Extended warranties or service contracts
These are expensive and very profitable to the dealer. Check carefully to see what both the manufacturer’s warranty and the extended warranty cover. Often, the items most likely to need repair or replacement will not be covered by the extended warranty. A copy of the terms and conditions of the service contract must be provided by the dealership. You are entitled to a full refund, less any claims paid, within 20 days of the mailing of the service contract or within 10 days if the contract is delivered at the time of sale.
Know your price range
Before you start looking at cars, determine what you can afford to pay. Consider:
- How much do you have on hand to pay up front, in cash, or via trade-ins?
- If you will borrow, what is the highest monthly payment you can afford? Take into account take-home income, living expenses, and any debt you currently owe.
Choosing a vehicle
- Do some research. Websites, such as Consumer Reports, include reviews of reliability and value for new and used cars over several model years. They also compare functions to help you choose a make and model.
- Other sources, such as edmunds.com or Kelley Blue Book, record the price of new and used cars. Some surveys indicate that consumers who carefully research the price of cars pay an average of 5% less than consumers who do not.

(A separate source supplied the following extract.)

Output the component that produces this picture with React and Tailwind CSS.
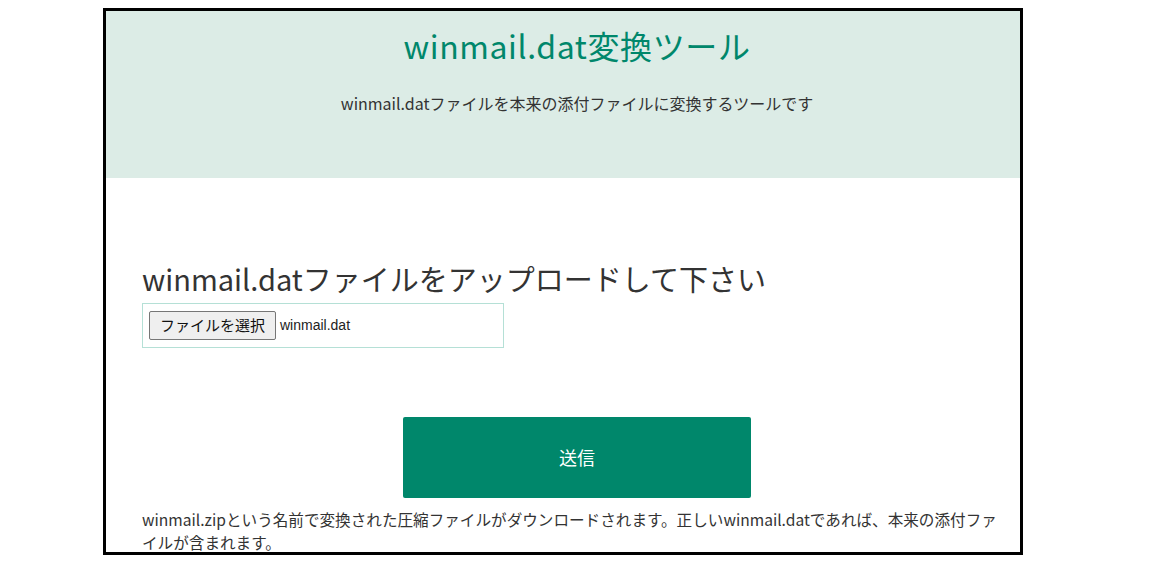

- Test drive any vehicle you are interested in, including driving on different road conditions.
Choosing a dealer
- Check with the Better Business Bureau to find out if the dealer is reputable.

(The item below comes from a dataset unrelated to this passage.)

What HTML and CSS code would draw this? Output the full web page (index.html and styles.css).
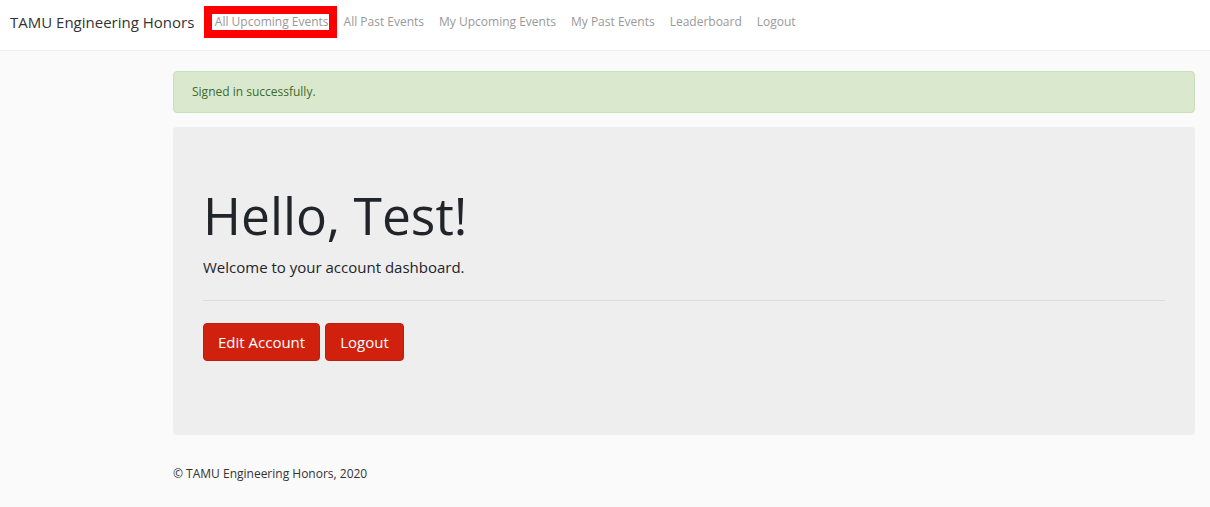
FILE: index.html
```html
<!DOCTYPE html>
<html lang="en">
<head>
<meta charset="utf-8">
<title>TAMU Engineering Honors</title>
<link rel="stylesheet" href="styles.css">
</head>
<body>
<nav class="navbar">
  <a class="brand" href="#">TAMU Engineering Honors</a>
  <ul class="nav">
    <li><a class="nav-link highlighted" href="#"><span class="mark">All Upcoming Events</span></a></li>
    <li><a class="nav-link" href="#">All Past Events</a></li>
    <li><a class="nav-link" href="#">My Upcoming Events</a></li>
    <li><a class="nav-link" href="#">My Past Events</a></li>
    <li><a class="nav-link" href="#">Leaderboard</a></li>
    <li><a class="nav-link" href="#">Logout</a></li>
  </ul>
</nav>
<main class="main">
  <div class="alert">Signed in successfully.</div>
  <section class="jumbotron">
    <h1 class="title">Hello, Test!</h1>
    <p class="lead">Welcome to your account dashboard.</p>
    <hr class="rule">
    <div class="actions">
      <a class="btn" href="#">Edit Account</a>
      <a class="btn" href="#">Logout</a>
    </div>
  </section>
  <footer class="footer">© TAMU Engineering Honors, 2020</footer>
</main>
</body>
</html>
```
FILE: styles.css
```css
* { box-sizing: border-box; }
html, body { margin: 0; padding: 0; }
body {
  font-family: "Open Sans", "Liberation Sans", sans-serif;
  background: #fafafa;
  color: #212529;
  width: 1210px;
  height: 507px;
  overflow: hidden;
}
a { text-decoration: none; }

.navbar {
  display: flex;
  align-items: center;
  height: 51px;
  background: #fff;
  border-bottom: 1px solid #eeeeee;
  padding: 0 10px;
}
.brand {
  font-size: 15px;
  color: #333;
  margin-right: 13px;
  line-height: 1;
  padding-bottom: 6px;
}
.nav {
  display: flex;
  list-style: none;
  margin: 0;
  padding: 0 0 7px 0;
}
.nav-link {
  display: block;
  font-size: 12px;
  color: #999;
  padding: 0 7.5px;
  line-height: 16px;
}
.mark {
  display: inline-block;
  background: #fff;
  outline: 8px solid #ff0000;
  padding: 0 0 0 3px;
  margin-left: -3px;
}

.main {
  padding: 20px 15px 0 173px;
}
.alert {
  background: #dae8cd;
  border: 1px solid #c9dfb8;
  border-radius: 4px;
  color: #3d6b2e;
  font-size: 12px;
  height: 42px;
  line-height: 40px;
  padding: 0 18px;
  margin-bottom: 14px;
}
.jumbotron {
  background: #eeeeee;
  border-radius: 4px;
  height: 308px;
  padding: 58px 30px 0 30px;
}
.title {
  font-size: 51.5px;
  font-weight: 400;
  line-height: 1.2;
  margin: 0;
  color: #212529;
}
.lead {
  font-size: 15px;
  line-height: 1.5;
  margin: 9px 0 0 0;
  color: #212529;
}
.rule {
  border: 0;
  border-top: 1px solid #dddddd;
  margin: 22px 0 22px 0;
}
.actions {
  display: flex;
  gap: 5px;
}
.btn {
  display: inline-block;
  background: #d0210f;
  border: 1px solid #c01e0d;
  color: #fff;
  font-size: 15px;
  line-height: 24px;
  padding: 6px 14px;
  border-radius: 4px;
  height: 38px;
}
.footer {
  font-size: 12px;
  color: #333;
  margin-top: 30px;
}
```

- Visit websites that review dealerships to see what other customers say.
- Considering a private sale for a used car? You may find a lower price, but a such a sale is not covered by the Used Car Lemon Law, which provides important protections.
Signing a contract
- Don’t give in to high-pressure sales tactics; don’t be afraid to walk out of the dealership if you feel like you are being manipulated.
- Be wary of “one-day only” deals.
- Take your time to read the contract. Make sure all verbal promises are included in your written contract. If necessary, take the unsigned contract with you and read it over in the quiet of your own home.

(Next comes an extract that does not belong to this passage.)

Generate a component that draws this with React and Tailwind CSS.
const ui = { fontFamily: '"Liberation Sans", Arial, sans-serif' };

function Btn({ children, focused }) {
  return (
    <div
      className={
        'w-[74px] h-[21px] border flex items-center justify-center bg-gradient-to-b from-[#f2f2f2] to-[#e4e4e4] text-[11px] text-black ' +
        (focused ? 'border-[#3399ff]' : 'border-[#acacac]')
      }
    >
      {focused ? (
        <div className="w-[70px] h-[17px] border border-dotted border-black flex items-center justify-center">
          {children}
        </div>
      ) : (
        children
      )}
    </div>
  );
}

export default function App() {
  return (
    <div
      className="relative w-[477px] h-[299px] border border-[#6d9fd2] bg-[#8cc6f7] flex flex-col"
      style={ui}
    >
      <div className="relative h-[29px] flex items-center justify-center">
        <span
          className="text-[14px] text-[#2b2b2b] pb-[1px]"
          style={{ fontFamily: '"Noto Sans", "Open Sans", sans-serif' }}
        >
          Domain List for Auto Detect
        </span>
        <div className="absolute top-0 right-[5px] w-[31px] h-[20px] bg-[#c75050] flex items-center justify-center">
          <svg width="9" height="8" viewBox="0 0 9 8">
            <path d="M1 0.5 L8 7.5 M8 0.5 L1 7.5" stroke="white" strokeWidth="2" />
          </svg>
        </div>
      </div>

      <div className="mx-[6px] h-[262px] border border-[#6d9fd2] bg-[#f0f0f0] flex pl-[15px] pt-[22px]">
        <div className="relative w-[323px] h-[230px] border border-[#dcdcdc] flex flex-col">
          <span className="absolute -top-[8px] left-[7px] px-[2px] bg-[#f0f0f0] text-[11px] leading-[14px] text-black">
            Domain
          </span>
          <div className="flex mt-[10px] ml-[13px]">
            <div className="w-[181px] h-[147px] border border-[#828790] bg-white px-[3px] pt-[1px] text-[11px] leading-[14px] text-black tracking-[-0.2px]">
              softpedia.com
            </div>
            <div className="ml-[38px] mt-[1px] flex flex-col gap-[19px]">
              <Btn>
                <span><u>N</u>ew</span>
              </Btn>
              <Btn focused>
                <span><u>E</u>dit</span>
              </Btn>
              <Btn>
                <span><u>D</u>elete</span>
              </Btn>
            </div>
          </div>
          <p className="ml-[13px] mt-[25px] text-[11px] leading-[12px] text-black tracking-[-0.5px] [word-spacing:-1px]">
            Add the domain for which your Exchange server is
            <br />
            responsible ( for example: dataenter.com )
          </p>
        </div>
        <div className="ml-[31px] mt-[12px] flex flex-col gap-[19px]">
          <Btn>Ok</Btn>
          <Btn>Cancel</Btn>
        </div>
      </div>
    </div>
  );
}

- Be certain the car’s serial number matches the number on your contract.
- Trading in your current vehicle? Remember: a selling price discount is sometimes off-set by under-valuating a trade-in or charging a higher interest rate.
- Get a trade-in value from several dealers.
- Check web sites or publications such as the N.A.D.A. Official Used Car Guide or Kelley Blue Book for suggested trade-in values.
- Shop around for financing. Often, your own bank will “prequalify” you for a loan. Use that to compare other offers.
- Dealers sometimes make greater profits on financing than they do on the car itself, so negotiate finance charges.
- If you have credit problems, you may not be eligible for the advertised financing.
- Look out for a balloon payment, which is a large payment due at the end of the finance agreement.
- Always know the total amount that you are paying for the car, including interest, and not just the monthly payments.
Refunds of deposits
Many consumers mistakenly believe they are entitled to a refund of their deposit if they decide not to buy a car. However, there is no right to cancel a contract, unless the dealer fails to conspicuously post the refund policy. If the dealer assists you in arranging for financing and you have not picked up the vehicle, you may cancel at any time prior to signing a finance agreement and receive a full refund.
Considering a used car?
- Have a trusted mechanic check out a used car before you buy it.
- Check an online service, such as CarFax.com, to find accident and repair records, including whether a car was declared salvage, labeled a “lemon,” or if there are problems with the odometer.
Beware of odometer tampering
- Check the title carefully for inconsistencies, erasures, and numbers that appear to have been written over.
- Be very wary of titles that say “not the actual mileage.” Explanations of a previously disconnected or damaged odometer may not be true.
- Look for signs of tampering: loose dashboard, broken speedometer, digits on the left side that don’t line up.